Fuad Hassan was an Indonesian politician who was widely recognized for connecting psychological scholarship with public service, especially through his leadership of the Ministry of Education and Culture during President Soeharto’s administration. He was known for a human-centered orientation that treated education as both a cultural project and a matter of inner formation. Across diplomacy and governance, he also carried the reputation of a thoughtful, reflective figure whose temperament matched his academic background.

Early Life and Education

Fuad Hassan was born in Semarang and later moved to Jakarta in the 1950s to study psychology at the University of Indonesia. He completed his undergraduate training in 1958 and then continued graduate study in Canada at the University of Toronto, focusing on philosophy and psychology. He earned a PhD in psychology in 1967, and later received honorary doctorates in politics and philosophy from institutions in South Korea and Malaysia.

His education reflected a consistent dual emphasis on psychology and philosophical interpretation, shaping how he approached human behavior and cultural life. That blend became a through-line in his subsequent academic appointments and public decisions. It also helped define the way he spoke and wrote: less as a specialist confined to one discipline, and more as an interpreter of how minds and societies interact.

Career

Fuad Hassan began his professional path in academia, where he developed expertise as a psychologist and university figure. He later emerged as a prominent academic administrator within the University of Indonesia’s Faculty of Psychology, serving as dean during the mid-1970s. In that period, he occupied a role that required both scholarly credibility and day-to-day leadership of an academic unit.

He then shifted into diplomacy, serving as Indonesia’s ambassador to Egypt from 1976 to 1980. In that capacity, his responsibilities extended beyond ceremonial representation to broader regional engagement that included Sudan, Somalia, and Djibouti. The transition from campus administration to international posting broadened the practical reach of his intellectual training, bringing his reflective approach into statecraft.

After completing his ambassadorial term, he returned to government work inside the Ministry of Foreign Affairs, serving as Head of Research and Development until 1985. In the same era, he held a chair for the Indonesian People’s Consultative Assembly starting in 1982, indicating his growing influence in national policy discussion.

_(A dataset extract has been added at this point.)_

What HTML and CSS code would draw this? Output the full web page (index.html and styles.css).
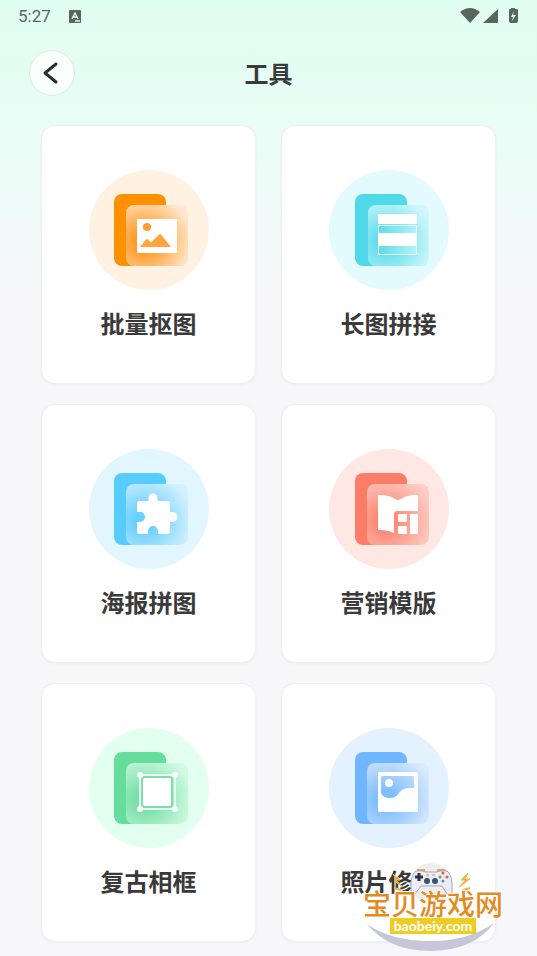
FILE: index.html
```html
<!DOCTYPE html>
<html lang="zh-CN">
<head>
    <meta charset="UTF-8">
    <meta name="viewport" content="width=device-width, initial-scale=1.0">
    <title>工具</title>
    <link rel="stylesheet" href="styles.css">
</head>
<body>
    <div class="status-bar">
        <span class="time">5:27</span>
        <svg class="status-app" viewBox="0 0 12 13" width="12" height="13">
            <rect width="12" height="13" rx="1" fill="#57665f"/>
            <path d="M3 9L6 3L9 9M4 7H8M6 11H11" fill="none" stroke="#e4fdf3" stroke-width="1.3"/>
        </svg>
        <svg class="status-icons" viewBox="0 0 59 18" width="59" height="18">
            <path d="M0 5Q10 -3 20 5L10 16Z" fill="#57665f"/>
            <path d="M23 16L38 2V16Z" fill="#57665f"/>
            <path d="M51 1H55V2H57Q58 2 58 3V14Q58 16 56 16H51Q49 16 49 14V3Q49 2 50 2H51Z" fill="#57665f"/>
            <path d="M54 4L51 10H53L52 14L56 8H53Z" fill="#e4fdf3"/>
        </svg>
    </div>

    <header class="header">
        <button class="back-button" type="button" aria-label="返回">
            <svg viewBox="0 0 44 44" width="44" height="44">
                <path d="M26 13L15 22L26 31" fill="none" stroke="#2b2e2d" stroke-width="3" stroke-linecap="round" stroke-linejoin="round"/>
            </svg>
        </button>
        <h1>工具</h1>
    </header>

    <main class="tools">
        <a class="tool" href="#cutout">
            <svg class="tool-icon" viewBox="0 0 120 120">
                <defs>
                    <radialGradient id="orange" cx="0.3" cy="0.6" r="0.78">
                        <stop offset="0.2" stop-color="#ff9a24"/>
                        <stop offset="1" stop-color="#ffe8cf"/>
                    </radialGradient>
                </defs>
                <circle cx="60" cy="60" r="60" fill="#fff2e3"/>
                <rect x="25" y="24" width="52" height="72" rx="8" fill="#ff9100"/>
                <rect x="37" y="35" width="62" height="61" rx="8" fill="url(#orange)"/>
                <rect x="48" y="49" width="40" height="34" rx="1" fill="#fff"/>
                <circle cx="58" cy="57" r="4" fill="#ff9d2e"/>
                <path d="M51 77L57 69.500Q58 68.500 59 69.500L62 72.500L70 64.500Q71 63.500 72 64.500L82 77Z" fill="#ffa53f"/>
            </svg>
            <span class="tool-name">批量抠图</span>
        </a>

        <a class="tool" href="#stitch">
            <svg class="tool-icon" viewBox="0 0 120 120">
                <defs>
                    <radialGradient id="cyan" cx="0.3" cy="0.6" r="0.78">
                        <stop offset="0.2" stop-color="#62ddea"/>
                        <stop offset="1" stop-color="#d0f8fc"/>
                    </radialGradient>
                    <linearGradient id="cyan-bar">
                        <stop offset="0" stop-color="#5edcea"/>
                        <stop offset="1" stop-color="#b4f1f8"/>
                    </linearGradient>
                </defs>
                <circle cx="60" cy="60" r="60" fill="#e3fbff"/>
                <rect x="26" y="24" width="52" height="72" rx="8" fill="#50d9e9"/>
                <rect x="39" y="35" width="61" height="61" rx="8" fill="url(#cyan)"/>
                <rect x="49" y="44" width="39" height="10" rx="1" fill="#fff"/>
                <rect x="49.500" y="55.500" width="38" height="29" fill="url(#cyan-bar)" stroke="#e3fbff"/>
                <rect x="49" y="63" width="39" height="13" fill="#fff"/>
            </svg>
            <span class="tool-name">长图拼接</span>
        </a>

        <a class="tool" href="#poster">
            <svg class="tool-icon" viewBox="0 0 120 120">
                <defs>
                    <radialGradient id="sky" cx="0.3" cy="0.6" r="0.78">
                        <stop offset="0.2" stop-color="#6ad0fd"/>
                        <stop offset="1" stop-color="#d4f1fe"/>
                    </radialGradient>
                </defs>
                <circle cx="60" cy="60" r="60" fill="#e2f6ff"/>
                <rect x="25" y="24" width="52" height="72" rx="8" fill="#58ccff"/>
                <rect x="37" y="35" width="62" height="61" rx="8" fill="url(#sky)"/>
                <path d="M50 52H59.500V49A4.500 4.500 0 0 1 68.500 49V52H79Q81 52 81 54V63H83.500A4.500 4.500 0 0 1 83.500 73H81V83Q81 85 79 85H69V82A5 5 0 0 0 59 82V85H50Q48 85 48 83V73H51A5 5 0 0 0 51 63H48V54Q48 52 50 52Z" fill="#fff"/>
            </svg>
            <span class="tool-name">海报拼图</span>
        </a>

        <a class="tool" href="#template">
            <svg class="tool-icon" viewBox="0 0 120 120">
                <defs>
                    <radialGradient id="coral" cx="0.3" cy="0.6" r="0.78">
                        <stop offset="0.2" stop-color="#fd8977"/>
                        <stop offset="1" stop-color="#ffcdc5"/>
                    </radialGradient>
                </defs>
                <circle cx="60" cy="60" r="60" fill="#ffe8e4"/>
                <rect x="26" y="24" width="52" height="72" rx="8" fill="#fb7d68"/>
                <rect x="38" y="35" width="62" height="61" rx="8" fill="url(#coral)"/>
                <path d="M49 47Q49 46 50 46Q61 46 66 50Q69 52 72 50Q77 46 87 46Q89 46 89 48V62H68Q65 62 65 65V84Q59 81 50 81Q49 81 49 80Z" fill="#fff"/>
                <rect x="69" y="65" width="9" height="8" rx="1" fill="#fff"/>
                <rect x="69" y="77" width="9" height="8" rx="1" fill="#fff"/>
                <rect x="81" y="65" width="8" height="20" rx="1" fill="#fff"/>
            </svg>
            <span class="tool-name">营销模版</span>
        </a>

        <a class="tool" href="#frame">
            <svg class="tool-icon" viewBox="0 0 120 120">
                <defs>
                    <radialGradient id="green" cx="0.3" cy="0.6" r="0.78">
                        <stop offset="0.2" stop-color="#79dfa7"/>
                        <stop offset="1" stop-color="#d1fae3"/>
                    </radialGradient>
                </defs>
                <circle cx="60" cy="60" r="60" fill="#e2fff0"/>
                <rect x="25" y="24" width="52" height="72" rx="8" fill="#67dd9d"/>
                <rect x="37" y="35" width="62" height="61" rx="8" fill="url(#green)"/>
                <rect x="51" y="47" width="35" height="34" fill="none" stroke="#e9fff3" stroke-width="2"/>
                <rect x="53" y="49" width="30" height="30" rx="3" fill="#fff" stroke="#7de0aa" stroke-width="2"/>
                <g fill="#fff">
                    <circle cx="51" cy="47" r="3"/>
                    <circle cx="86" cy="47" r="3"/>
                    <circle cx="51" cy="81" r="3"/>
                    <circle cx="86" cy="81" r="3"/>
                </g>
            </svg>
            <span class="tool-name">复古相框</span>
        </a>

        <a class="tool" href="#repair">
            <svg class="tool-icon" viewBox="0 0 120 120">
                <defs>
                    <radialGradient id="blue" cx="0.3" cy="0.6" r="0.78">
                        <stop offset="0.2" stop-color="#80beff"/>
                        <stop offset="1" stop-color="#d8eaff"/>
                    </radialGradient>
                </defs>
                <circle cx="60" cy="60" r="60" fill="#e4f1ff"/>
                <rect x="26" y="24" width="52" height="72" rx="8" fill="#70b6ff"/>
                <rect x="38" y="35" width="62" height="61" rx="8" fill="url(#blue)"/>
                <path fill-rule="evenodd" d="M51 44H87Q89 44 89 46V84H51Q49 84 49 82V46Q49 44 51 44ZM53 48Q52 48 52 49V65Q54 70 61 70Q67 70 70 65Q74 60 81 60H85V49Q85 48 84 48Z" fill="#fff"/>
                <circle cx="60" cy="55" r="4" fill="#fff"/>
            </svg>
            <span class="tool-name">照片修复</span>
        </a>
    </main>

    <div class="site-badge">
        <svg class="badge-art" viewBox="0 0 140 90" width="140" height="90">
            <!-- smile -->
            <path d="M4 62Q28 79 67 79Q106 79 131 61Q110 89 67 89Q26 89 4 62Z" fill="#c5c7d8"/>
            <!-- gamepad -->
            <circle cx="68" cy="21" r="20" fill="#eeeeee"/>
            <path d="M54 8H62M74 8H82" stroke="#e5a93c" stroke-width="2"/>
            <path d="M53 9Q59 8 63 10H73Q78 8 84 9Q88 12 89 20V32Q87 35 84 32L79 24H58L52 32Q49 35 48 32V20Q49 12 53 9Z" fill="#ececf3" stroke="#a2a5bd"/>
            <path d="M56 11V19M52 15H60" stroke="#2c3149" stroke-width="3"/>
            <circle cx="64" cy="19" r="3" fill="#36536b"/>
            <circle cx="72" cy="19" r="3" fill="#36536b"/>
            <path d="M63 13H66M69 13H72" stroke="#e97885"/>
            <circle cx="80" cy="11" r="1.500" fill="#e55361"/>
            <circle cx="77" cy="15" r="1.500" fill="#58aa68"/>
            <circle cx="84" cy="15" r="1.500" fill="#e55361"/>
            <circle cx="80" cy="19" r="1.500" fill="#4c91ce"/>
            <!-- sparks -->
            <path d="M105 11L98 18L103 18L96 25L107 17L102 17ZM30 12L37 18L33 18L40 25L31 19L34 18Z" fill="#f2b53c" stroke="#f2b53c"/>
            <path d="M107 26L100 28M31 26L38 28" stroke="#f2b53c" stroke-width="2"/>
        </svg>
        <span class="badge-name">宝贝游戏网</span>
        <span class="badge-url">baobeiy.com</span>
    </div>
</body>
</html>
```

FILE: styles.css
```css
* {
    box-sizing: border-box;
}

body {
    margin: 0;
    min-height: 100vh;
    position: relative;
    background: #f7f7fa linear-gradient(to bottom, #e1fef2 0, #e7fdf5 120px, #f7f7fa 290px) no-repeat;
    font-family: "Noto Sans CJK SC", sans-serif;
    color: #3a3a3a;
}

/* Status bar */
.status-bar {
    display: flex;
    align-items: center;
    height: 32px;
    padding: 0 18px;
}

.time {
    font-family: Roboto, sans-serif;
    font-size: 17px;
    color: #57665f;
}

.status-app {
    margin-left: 18px;
}

.status-icons {
    margin-left: auto;
}

/* Header */
.header {
    display: grid;
    grid-template-columns: 46px 1fr 46px;
    align-items: center;
    padding: 18px 29px 29px;
}

.header h1 {
    margin: 0;
    font-size: 24px;
    line-height: 36px;
    font-weight: 700;
    text-align: center;
}

.back-button {
    width: 46px;
    height: 46px;
    padding: 0;
    border: 1px solid #dfe9e5;
    border-radius: 50%;
    background: #f8fffc;
    cursor: pointer;
}

.back-button svg {
    display: block;
}

/* Tool cards */
.tools {
    display: grid;
    grid-template-columns: 1fr 1fr;
    gap: 20px 25px;
    padding: 0 41px 14px;
}

.tool {
    display: flex;
    flex-direction: column;
    align-items: center;
    padding: 44px 10px 42px;
    border: 1px solid #eeeff1;
    border-radius: 14px;
    background: #fff;
    box-shadow: 0 1px 3px rgba(0, 0, 0, 0.04);
    color: #3a3a3a;
    text-decoration: none;
}

.tool-icon {
    width: 120px;
    height: 120px;
}

.tool-name {
    margin-top: 15px;
    font-size: 24px;
    line-height: 36px;
    font-weight: 700;
}

/* Site badge over the corner */
.site-badge {
    position: absolute;
    right: 34px;
    bottom: 4px;
    width: 140px;
    height: 90px;
    display: flex;
    flex-direction: column;
    align-items: center;
    padding-top: 28px;
}

.badge-art {
    position: absolute;
    top: 0;
    left: 0;
}

.badge-name {
    position: relative;
    margin-bottom: 2px;
    font-size: 28px;
    line-height: 26px;
    font-weight: 500;
    color: #e58a1f;
    text-shadow: 1px 0 #fff, -1px 0 #fff, 0 1px #fff, 0 -1px #fff;
    white-space: nowrap;
}

.badge-url {
    position: relative;
    width: 86px;
    background: #efcc22;
    color: #fff;
    font-family: Lato, sans-serif;
    font-size: 14px;
    line-height: 16px;
    font-weight: 700;
    text-align: center;
}
```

These roles placed him at the interface of research, deliberation, and institution-building.

In 1985, Fuad Hassan became the Minister of Education and Culture. His time in office ran until 1993, during which education policy sat alongside cultural direction as a national priority. His portfolio reflected his long-standing belief that schooling and culture were mutually shaping forces rather than separate concerns.

Following his ministerial tenure, he served as a member of the Supreme Advisory Council until 1998. That continuation of advisory responsibility kept him within the policy ecosystem even as he stepped back from executive duties. His experience in both scholarship and government helped define how he contributed to high-level deliberations.

He also served as a representative for Indonesia in the Asia Europe Foundation. Through that work, his public role extended into a transregional setting focused on collaboration and dialogue. The pattern reinforced his broader orientation: connecting perspectives rather than isolating systems.

Alongside his public positions, Fuad Hassan maintained a strong authorial and academic presence through books that ranged from existential and philosophical questions to cultural reflection. His published work carried the tone of a thinker who treated psychology as a gateway to deeper questions about togetherness, suffering, and cultural development. The persistence of writing showed that for him, governance and scholarship were not distinct identities but adjacent ways of understanding human life.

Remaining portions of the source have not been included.